Von Öl und Bioöl und dem feinen Unterschied
Ein Schlauch und eine Seele

Ein Schlauch und eine Seele
In hydraulischen Systemen bestimmt die verwendete Hydraulikflüssigkeit in starkem Maße deren Verhalten und die Einsatzgrenzen. Ihre Aufgabe ist es, Kräfte, Bewegungen und Signale zu übertragen. Dabei müssen die Druckflüssigkeiten so ausgewählt werden, dass sie den im jeweiligen hydraulischen System auftretenden Beanspruchungen, insbesondere mechanischer, chemischer und thermischer Art, Stand halten. Die wohl am häufigsten verwendete Flüssigkeit ist Hydrauliköl.

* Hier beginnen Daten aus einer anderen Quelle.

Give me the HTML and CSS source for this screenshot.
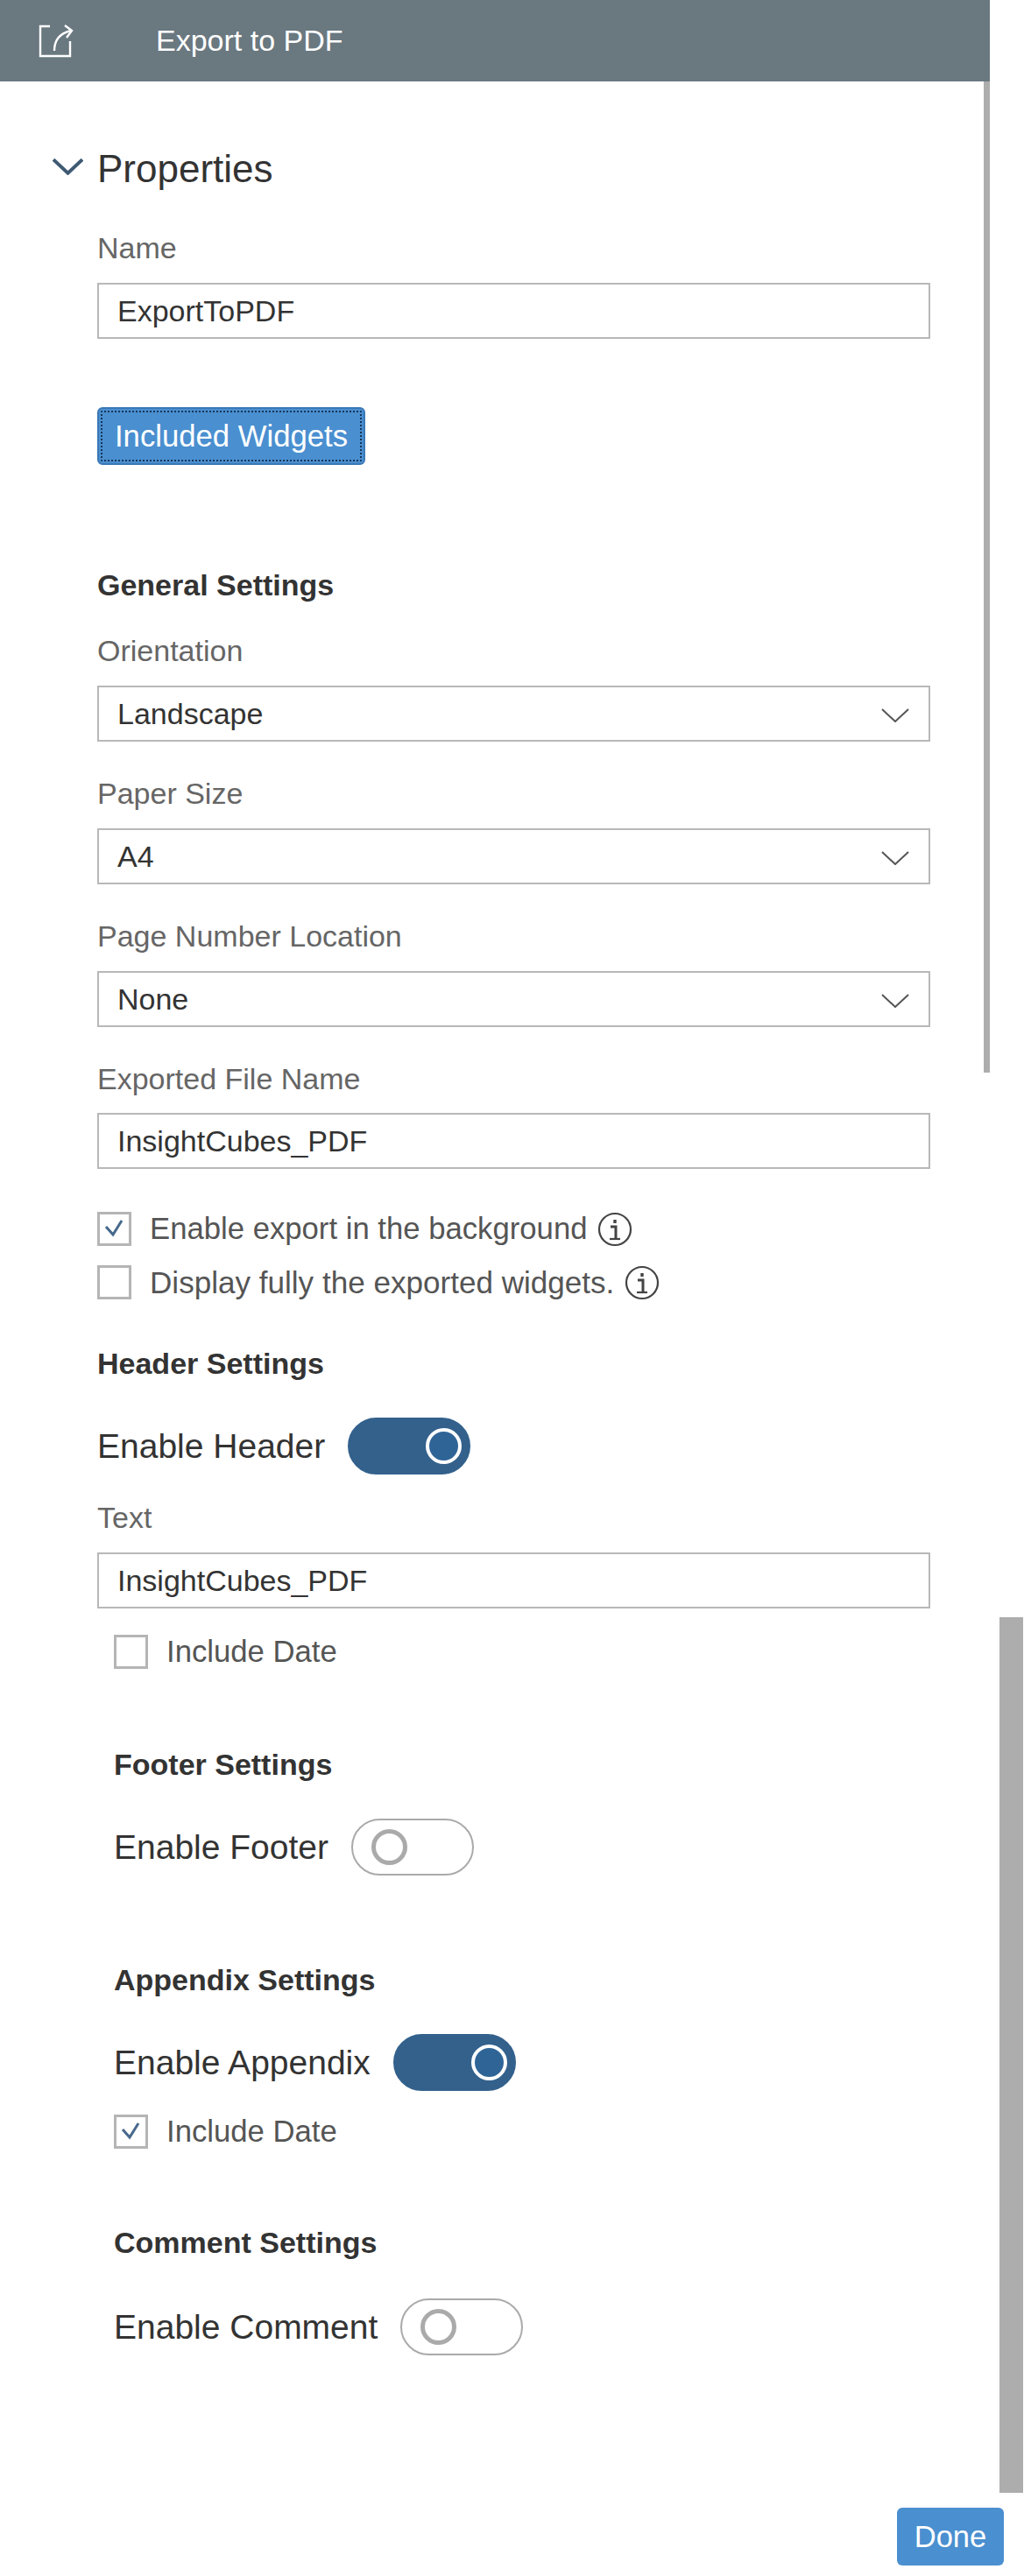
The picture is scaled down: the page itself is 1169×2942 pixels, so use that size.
FILE: index.html
```html
<!DOCTYPE html>
<html lang="en">

<head>
    <title>Export to PDF</title>
    <meta charset="UTF-8">
    <link rel="stylesheet" href="styles.css">
</head>

<body>
<div class="panel">
    <!-- title bar -->
    <div class="title-bar">
        <svg class="export-icon" viewBox="0 0 40 40" fill="none" stroke="#fff" stroke-width="2.4">
            <path d="M13 3H2V37H36V20"/>
            <path d="M18 31C18 19 24 11 37 8"/>
            <path d="M30 2L38 8L32 16"/>
        </svg>
        <span class="title-text">Export to PDF</span>
    </div>

    <div class="panel-body">
        <div class="props-head">
            <svg class="chevron" viewBox="0 0 36 20" fill="none" stroke="#3f5a73" stroke-width="4">
                <path d="M1 2L18 18L35 2"/>
            </svg>
            <span>Properties</span>
        </div>

        <div class="label name-label">Name</div>
        <div class="field">ExportToPDF</div>

        <button class="widgets-btn" type="button">Included Widgets</button>

        <div class="group-title general-title">General Settings</div>

        <div class="label orient-label">Orientation</div>
        <div class="field select">Landscape
            <svg class="select-arrow" viewBox="0 0 32 16" fill="none" stroke="#555" stroke-width="2"><path d="M1 1L16 15L31 1"/></svg>
        </div>

        <div class="label">Paper Size</div>
        <div class="field select">A4
            <svg class="select-arrow" viewBox="0 0 32 16" fill="none" stroke="#555" stroke-width="2"><path d="M1 1L16 15L31 1"/></svg>
        </div>

        <div class="label">Page Number Location</div>
        <div class="field select">None
            <svg class="select-arrow" viewBox="0 0 32 16" fill="none" stroke="#555" stroke-width="2"><path d="M1 1L16 15L31 1"/></svg>
        </div>

        <div class="label">Exported File Name</div>
        <div class="field file-field">InsightCubes_PDF</div>

        <div class="check-row first-check">
            <span class="check-box">
                <svg viewBox="0 0 33 33" fill="none" stroke="#46698c" stroke-width="3"><path d="M7 14L15 23L25 7"/></svg>
            </span>
            <span>Enable export in the background</span>
            <svg class="info-icon" viewBox="0 0 40 40" fill="none" stroke="#444" stroke-width="2.2">
                <circle cx="20" cy="20" r="18"/>
                <path d="M20 9V13" stroke-width="3.4"/>
                <path d="M15 17H21V31" stroke-width="3"/>
                <path d="M14 31H26"/>
            </svg>
        </div>
        <div class="check-row second-check">
            <span class="check-box"></span>
            <span>Display fully the exported widgets.</span>
            <svg class="info-icon" viewBox="0 0 40 40" fill="none" stroke="#444" stroke-width="2.2">
                <circle cx="20" cy="20" r="18"/>
                <path d="M20 9V13" stroke-width="3.4"/>
                <path d="M15 17H21V31" stroke-width="3"/>
                <path d="M14 31H26"/>
            </svg>
        </div>

        <div class="group-title header-title">Header Settings</div>
        <div class="toggle-row">
            <span>Enable Header</span>
            <span class="toggle on"><i></i></span>
        </div>
        <div class="label text-label">Text</div>
        <div class="field">InsightCubes_PDF</div>

        <div class="indented">
            <div class="check-row date-check">
                <span class="check-box"></span>
                <span>Include Date</span>
            </div>

            <div class="group-title footer-title">Footer Settings</div>
            <div class="toggle-row">
                <span>Enable Footer</span>
                <span class="toggle"><i></i></span>
            </div>

            <div class="group-title appendix-title">Appendix Settings</div>
            <div class="toggle-row">
                <span>Enable Appendix</span>
                <span class="toggle on"><i></i></span>
            </div>
            <div class="check-row appendix-check">
                <span class="check-box">
                    <svg viewBox="0 0 33 33" fill="none" stroke="#46698c" stroke-width="3"><path d="M7 14L15 23L25 7"/></svg>
                </span>
                <span>Include Date</span>
            </div>

            <div class="group-title comment-title">Comment Settings</div>
            <div class="toggle-row comment-row">
                <span>Enable Comment</span>
                <span class="toggle"><i></i></span>
            </div>
        </div>
    </div>
</div>

<div class="panel-footer">
    <button class="done-btn" type="button">Done</button>
</div>

<!-- scrollbars sit on top of the panel -->
<div class="inner-scroll"></div>
<div class="outer-scroll"></div>
</body>

</html>
```

FILE: styles.css
```css
body {
    margin: 0;
    padding: 0;
    background-color: #ffffff;
    font-family: 'Liberation Sans', Arial, sans-serif;
    font-size: 34px;
    color: #333333;
    position: relative;
    height: 2942px;
    overflow: hidden;
}

.panel {
    width: 1130px;
}

/* title bar */
.title-bar {
    height: 93px;
    background-color: #6a7880;
    display: flex;
    align-items: center;
    padding-left: 44px;
    color: #ffffff;
}

.export-icon {
    width: 40px;
    height: 40px;
    margin-right: 94px;
}

.title-text {
    font-size: 34px;
}

.panel-body {
    padding-left: 111px;
    width: 951px;
}

.props-head {
    display: flex;
    align-items: center;
    height: 50px;
    margin-top: 75px;
    margin-left: -51px;
    font-size: 44px;
}

.chevron {
    width: 35px;
    height: 20px;
    margin-right: 16px;
    margin-top: -6px;
}

/* labels and inputs */
.label {
    height: 40px;
    line-height: 40px;
    color: #666666;
    margin-top: 39px;
}

.name-label {
    margin-top: 45px;
}

.orient-label {
    margin-top: 35px;
}

.text-label {
    margin-top: 29px;
}

.field {
    box-sizing: border-box;
    height: 64px;
    line-height: 60px;
    margin-top: 20px;
    padding-left: 21px;
    border: 2px solid #b8b8b8;
    background-color: #ffffff;
    position: relative;
}

.file-field {
    margin-top: 19px;
}

.select-arrow {
    position: absolute;
    right: 22px;
    top: 24px;
    width: 32px;
    height: 16px;
}

.widgets-btn {
    display: block;
    width: 306px;
    height: 66px;
    margin-top: 78px;
    padding: 0;
    border: 2px solid #3a78b5;
    border-radius: 6px;
    background-color: #4a8fd0;
    color: #ffffff;
    font-family: inherit;
    font-size: 34.7px;
    outline: 2px dotted #16365a;
    outline-offset: -6px;
}

.group-title {
    height: 40px;
    line-height: 40px;
    font-weight: 700;
    color: #333333;
}

.general-title {
    margin-top: 117px;
}

.header-title {
    margin-top: 53px;
}

.footer-title {
    margin-top: 89px;
}

.appendix-title {
    margin-top: 99px;
}

.comment-title {
    margin-top: 87px;
}

/* checkboxes */
.check-row {
    display: flex;
    align-items: center;
    height: 39px;
    font-size: 34.7px;
    color: #555555;
}

.first-check {
    margin-top: 49px;
}

.second-check {
    margin-top: 22px;
    font-size: 35.1px;
}

.date-check {
    margin-top: 30px;
}

.appendix-check {
    margin-top: 27px;
}

.check-box {
    box-sizing: border-box;
    width: 39px;
    height: 39px;
    margin-right: 21px;
    border: 3px solid #b5b5b5;
    flex-shrink: 0;
}

.check-box svg {
    display: block;
    width: 33px;
    height: 33px;
}

.info-icon {
    width: 40px;
    height: 40px;
    margin-left: 12px;
}

/* toggles */
.toggle-row {
    display: flex;
    align-items: center;
    height: 65px;
    margin-top: 42px;
    font-size: 39px;
    color: #333333;
}

.comment-row {
    margin-top: 44px;
}

.toggle {
    box-sizing: border-box;
    display: flex;
    align-items: center;
    width: 140px;
    height: 65px;
    margin-left: 26px;
    border: 2px solid #aaaaaa;
    border-radius: 33px;
    background-color: #ffffff;
    padding-left: 21px;
}

.toggle i {
    box-sizing: border-box;
    display: block;
    width: 41px;
    height: 41px;
    border: 5px solid #aaaaaa;
    border-radius: 50%;
}

.toggle.on {
    border-color: #33618c;
    background-color: #33618c;
    justify-content: flex-end;
    padding-left: 0;
    padding-right: 8px;
}

.toggle.on i {
    border-width: 4px;
    border-color: #ffffff;
    background-color: #2f6497;
}

.indented {
    padding-left: 19px;
}

/* bottom bar */
.panel-footer {
    display: flex;
    justify-content: flex-end;
    padding-right: 23px;
    margin-top: 174px;
}

.done-btn {
    width: 122px;
    height: 66px;
    padding: 0;
    border: none;
    border-radius: 6px;
    background-color: #4a8fd0;
    color: #ffffff;
    font-family: inherit;
    font-size: 34.5px;
}

/* scrollbars */
.inner-scroll {
    position: absolute;
    left: 1123px;
    top: 93px;
    width: 7px;
    height: 1132px;
    background-color: #adadad;
}

.outer-scroll {
    position: absolute;
    left: 1141px;
    top: 1847px;
    width: 27px;
    height: 1000px;
    background-color: #adadad;
}
```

Nun hat Öl den großen Nachteil, dass es für die Umwelt schädlich ist. Schon ein Tropfen Öl kann 100 Liter Wasser kontaminieren. Da hydraulische Anlagen sehr häufig mit hohem Druck arbeiten, tritt die Hydraulikflüssigkeit im Fall großer und kleiner Leckagen sehr schnell in erheblichen Mengen aus. Gerade kleine Leckagen sind es letztlich, die in der Vergangenheit häufig zu Gewässer- und Bodenverunreinigungen führten, da sie nicht immer sofort entdeckt und Schäden dementsprechend erst spät behoben werden.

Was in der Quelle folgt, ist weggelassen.